Smoky Valley graduate has part in HBO miniseries

? Just a little less than eight years removed from walking up to accept his high school diploma at Smoky Valley High School in Lindsborg, Clancy O’Connor might be forgiven for pinching himself.

But it’s no dream – O’Connor sharing the TV screen with Academy Award nominee Paul Giamatti, who plays American patriot John Adams in the HBO miniseries “John Adams,” adapted from David McCullough’s Pulitzer Prize-winning biography.

It’s the first major role for O’Connor, who graduated in 2006 from the prestigious Juilliard drama school in New York with his bachelor’s degree in fine arts.

O’Connor modestly says he “didn’t know any better” than to be audacious enough to tackle a career that’s led him to the role of statesman Edward Rutledge. The seven-part miniseries debuted last month.

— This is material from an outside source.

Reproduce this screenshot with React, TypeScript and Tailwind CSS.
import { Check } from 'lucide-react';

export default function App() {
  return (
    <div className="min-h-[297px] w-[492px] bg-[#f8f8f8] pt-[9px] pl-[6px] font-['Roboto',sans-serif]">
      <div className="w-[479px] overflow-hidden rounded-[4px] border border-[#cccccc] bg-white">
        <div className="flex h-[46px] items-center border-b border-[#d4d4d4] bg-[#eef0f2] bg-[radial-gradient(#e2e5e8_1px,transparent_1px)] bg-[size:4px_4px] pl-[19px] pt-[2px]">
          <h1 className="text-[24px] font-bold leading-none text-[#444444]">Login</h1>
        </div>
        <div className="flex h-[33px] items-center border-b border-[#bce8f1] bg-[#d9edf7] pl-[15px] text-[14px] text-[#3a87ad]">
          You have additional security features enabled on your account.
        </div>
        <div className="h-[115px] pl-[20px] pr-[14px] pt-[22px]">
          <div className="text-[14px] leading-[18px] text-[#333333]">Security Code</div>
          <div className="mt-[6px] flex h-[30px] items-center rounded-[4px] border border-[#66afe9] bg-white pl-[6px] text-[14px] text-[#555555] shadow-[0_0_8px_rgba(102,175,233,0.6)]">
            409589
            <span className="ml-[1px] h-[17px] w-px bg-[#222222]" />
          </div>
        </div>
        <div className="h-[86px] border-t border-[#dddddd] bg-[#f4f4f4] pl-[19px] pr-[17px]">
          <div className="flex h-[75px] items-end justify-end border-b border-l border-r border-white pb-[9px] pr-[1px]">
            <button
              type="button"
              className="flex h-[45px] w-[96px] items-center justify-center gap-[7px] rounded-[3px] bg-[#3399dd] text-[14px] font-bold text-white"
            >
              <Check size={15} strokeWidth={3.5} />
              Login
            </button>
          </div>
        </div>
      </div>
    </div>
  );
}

Rutledge was a signer of the Declaration of Independence and later became governor of South Carolina. In the final vote for independence, portrayed in the second episode, Rutledge confronts Adams, leading a successful effort to have wording condemning slavery removed from the Declaration.

“It’s a significant role. He’s definitely a main character in part two,” O’Connor said.

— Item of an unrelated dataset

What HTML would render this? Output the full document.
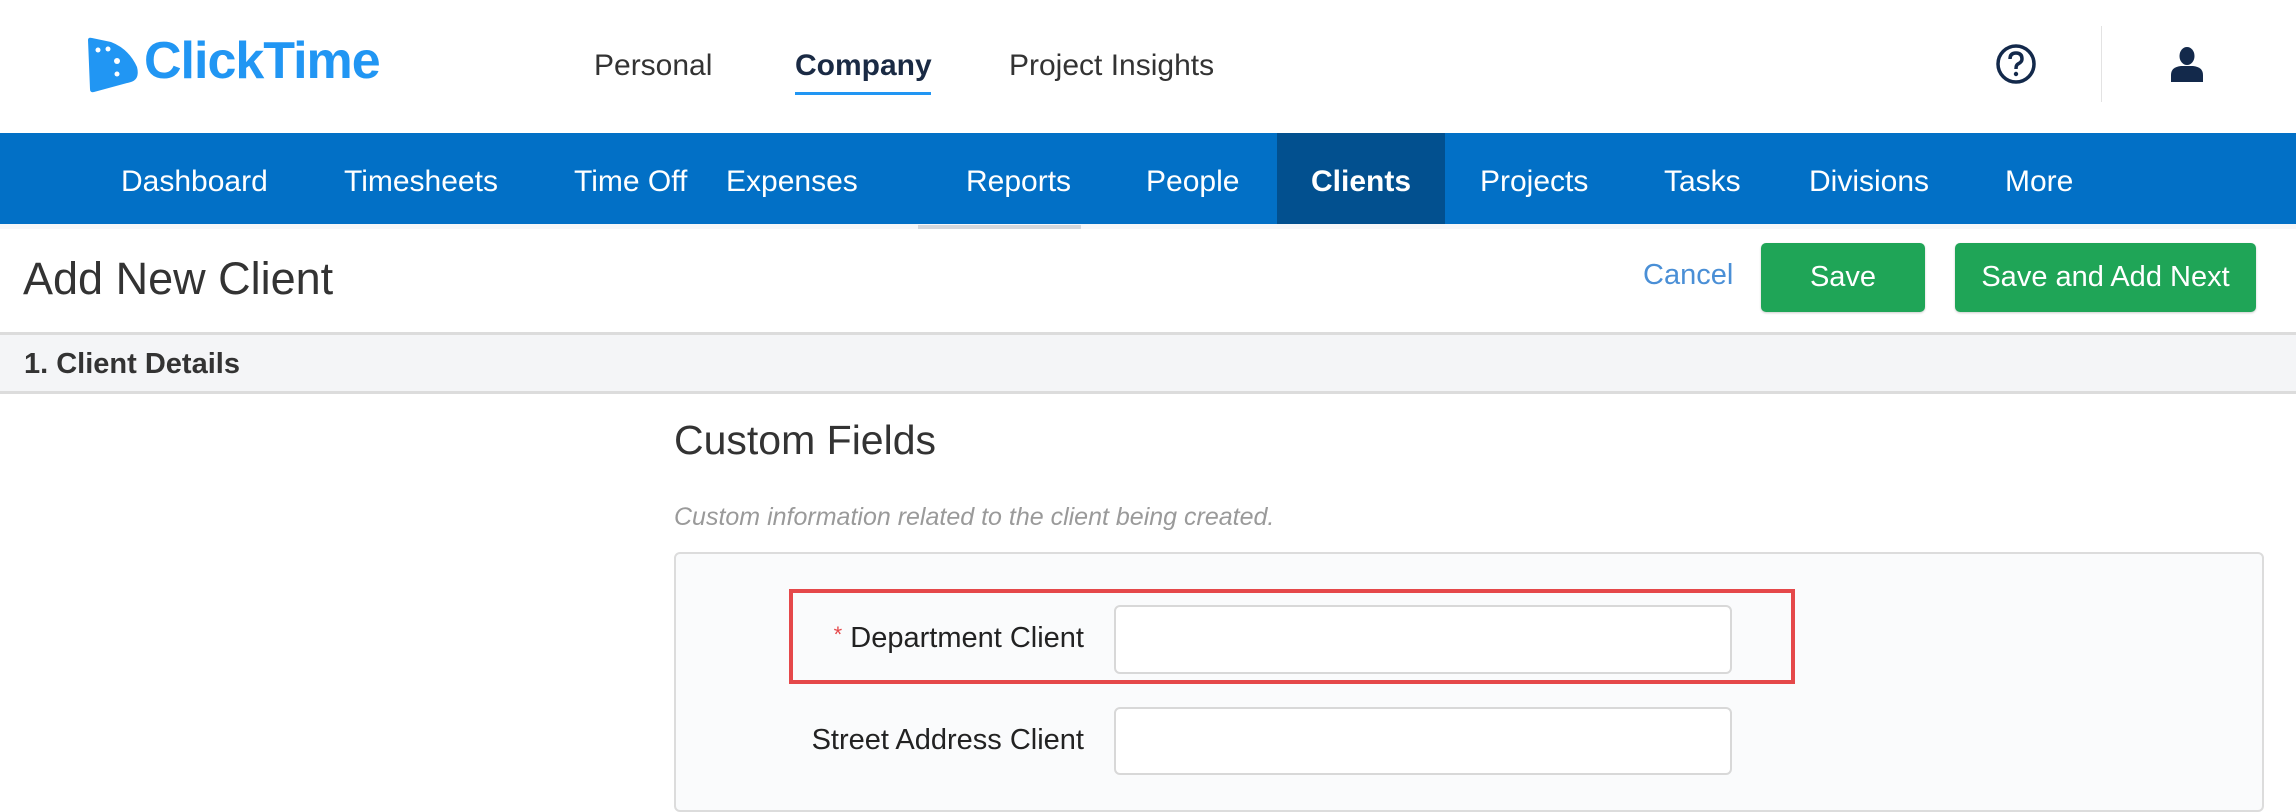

O’Connor spent two years studying drama at Kansas University after high school. At a regional summer theater festival in Massachusetts, he befriended two Juilliard students. They convinced him he should apply to the school.

He did, he got in and success has followed.

“I feel like I was meant to live in a big city. People are always shocked to learn I’m from Kansas, that I grew up six miles south of Salina on a farm,” he said. “If I would have grown up in a big city with all of these people around and all of this competition, I think I would have sold myself short.”

O’Connor’s first job as a 12-year-old, when his family still lived in town, was delivering a newspaper route for the Salina Journal to earn money to buy a horse. In high school, he liked speech class and playing the role of Randolph MacAfee in the school musical “Bye Bye Birdie.”

The cowboy boots he wore for the part made him look like “Woody, the hero of the movie ‘Toy Story,’ ” he said. “I didn’t feel like I was very cool, but it got me started in (acting).”

The wigs and the period dress O’Connor wore for “John Adams” helped him develop his role. Developing the dialect of a British expatriate colonist was a little tougher.

“We had two days to prepare for the dialect before the start of shooting,” O’Connor said. “It had a farmer kind of sound, spoken with hard ‘Rs.”‘

While working his way into the acting business, O’Connor has made a living working as a front desk manager for a luxury boutique hotel, the Gramercy Park, a frequent host for celebrities.

“It’s great because I get to meet people in the (entertainment) industry,” he said.

Last month, he attended the New York premiere of “John Adams” at the Museum of Modern Art. There, actor Tom Hanks introduced him to his friends and executives from HBO. Hanks is the mini-series producer.

O’Connor flew home to watch the premiere episodes of “John Adams” with his family and friends in Salina. His parents, J.J. and Tammy, rented a reception room at a hotel to accommodate an audience that was a little too large for their family room. Then, it was back to the Big Apple.